The bitter irony of that remark would hit me exactly two weeks later, on January twentieth, when I was on the capitol grounds waiting to see what happened when a bill authorizing the Forensic Science Bureau to create a DNA data bank went before the Virginia General Assembly.
I was returning from the snack bar, cup of coffee in hand, when I spotted Pat Harvey, elegant in a navy cashmere suit, a zip-up black leather portfolio under her arm. She was talking to several delegates in the hall, and glancing my way, she immediately excused herself.
"Dr. Scarpetta," she said, offering her hand. She looked relieved to see me, but drawn and stressed.
I wondered why she wasn't in Washington, and then she answered my unspoken question. "I was asked to lend my support to Senate Bill One-thirty," she said, smiling nervously. "So I suppose both of us are here today for the same reason."
"Thank you. We need all the support we can get."
"I don't think you have a worry," she replied.
She was probably right.
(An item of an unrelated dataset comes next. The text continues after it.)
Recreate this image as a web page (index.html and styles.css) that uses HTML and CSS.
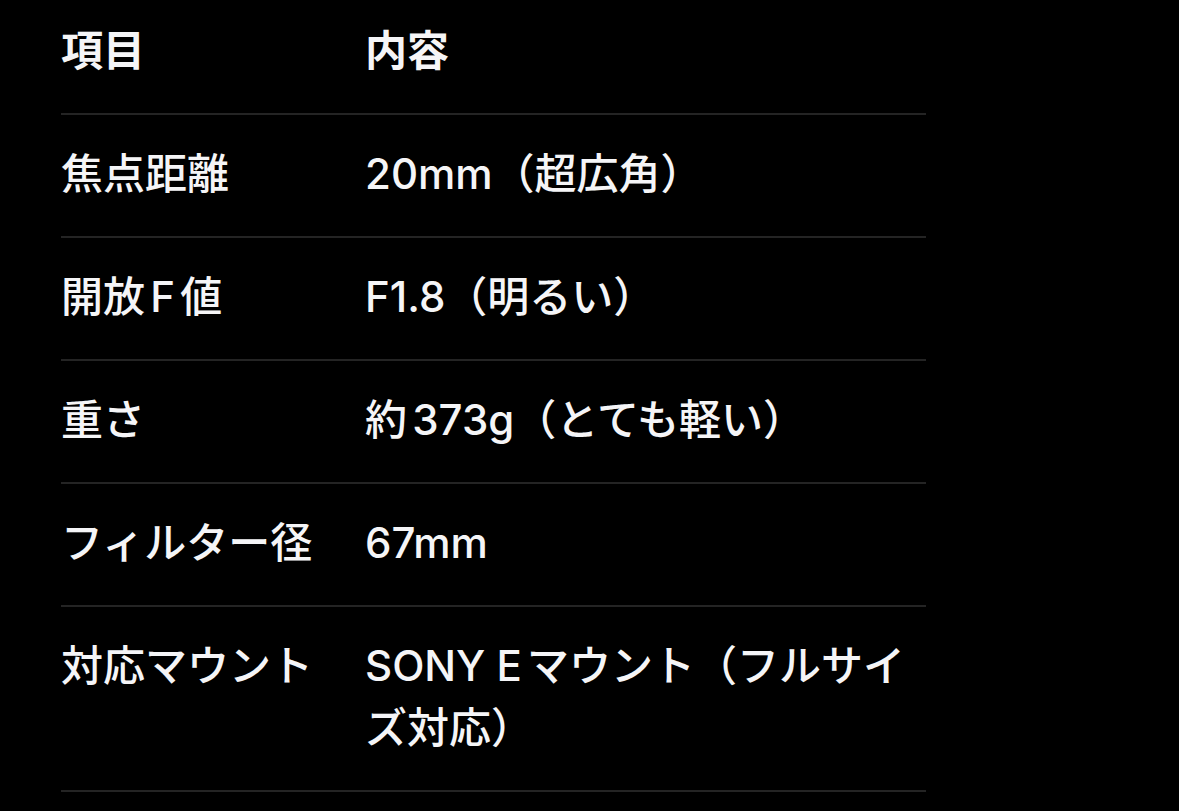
FILE: index.html
```html
<!DOCTYPE html>
<html lang="ja">
<head>
<meta charset="utf-8">
<title>スペック</title>
<link rel="stylesheet" href="styles.css">
</head>
<body>
<div class="spec">
  <div class="row head">
    <div class="cell key">項目</div>
    <div class="cell val">内容</div>
  </div>
  <div class="row">
    <div class="cell key">焦点距離</div>
    <div class="cell val">20mm（超広角）</div>
  </div>
  <div class="row">
    <div class="cell key">開放F値</div>
    <div class="cell val">F1.8（明るい）</div>
  </div>
  <div class="row">
    <div class="cell key">重さ</div>
    <div class="cell val">約373g（とても軽い）</div>
  </div>
  <div class="row">
    <div class="cell key">フィルター径</div>
    <div class="cell val">67mm</div>
  </div>
  <div class="row">
    <div class="cell key">対応マウント</div>
    <div class="cell val">SONY Eマウント（フルサイズ対応）</div>
  </div>
</div>
</body>
</html>
```

FILE: styles.css
```css
html, body {
  margin: 0;
  padding: 0;
  background: #000;
}

body {
  color: #f5f5f7;
  font-family: Inter, "Noto Sans CJK JP", "Noto Sans", sans-serif;
  font-size: 42px;
  line-height: 62px;
  font-weight: 500;
  text-autospace: normal;
}

.spec {
  width: 865px;
  margin-left: 61px;
}

.row {
  display: grid;
  grid-template-columns: 304px 1fr;
  padding: 28px 0 31px;
  border-bottom: 2px solid #242424;
}

.row.head {
  padding-top: 20px;
  font-weight: 700;
}

.cell {
  min-width: 0;
}
```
The testimony of the national drug policy director and the publicity it would generate would put considerable pressure on the Courts of Justice Committee.
After an awkward silence, with both of us glancing at the people milling about, I asked her quietly, "How are you?"
For an instant her eyes teared up. Then she gave me another quick, nervous smile and stared off down the hall. "If you'll please excuse me, I see someone I need to have a word with."
Pat Harvey was barely out of earshot when my pager went off.
A minute later I was on the phone.
"Marino's on his way," my secretary was explaining.
"So am I," I said. "Get my scene kit, Rose. Make sure everything's in order. Flashlight, camera, batteries, gloves."
"Will do."
Cursing my heels and the rain, I hurried down steps and along Governor Street, the wind tearing at my umbrella as I envisioned Mrs. Harvey's eyes that split s
econd when they had revealed her pain. Thank God she had not been standing there when my pager had sounded its dreadful alert.
5
The odor was noticeable from a distance. Heavy drops of rain smacked loudly against dead leaves, the sky as dark as dusk, winter-bare trees drifting in and out of the fog.
"Jesus," Marino muttered as he stepped over a log. "They must be ripe. No other smell like it. Always reminds me of pickled crabs."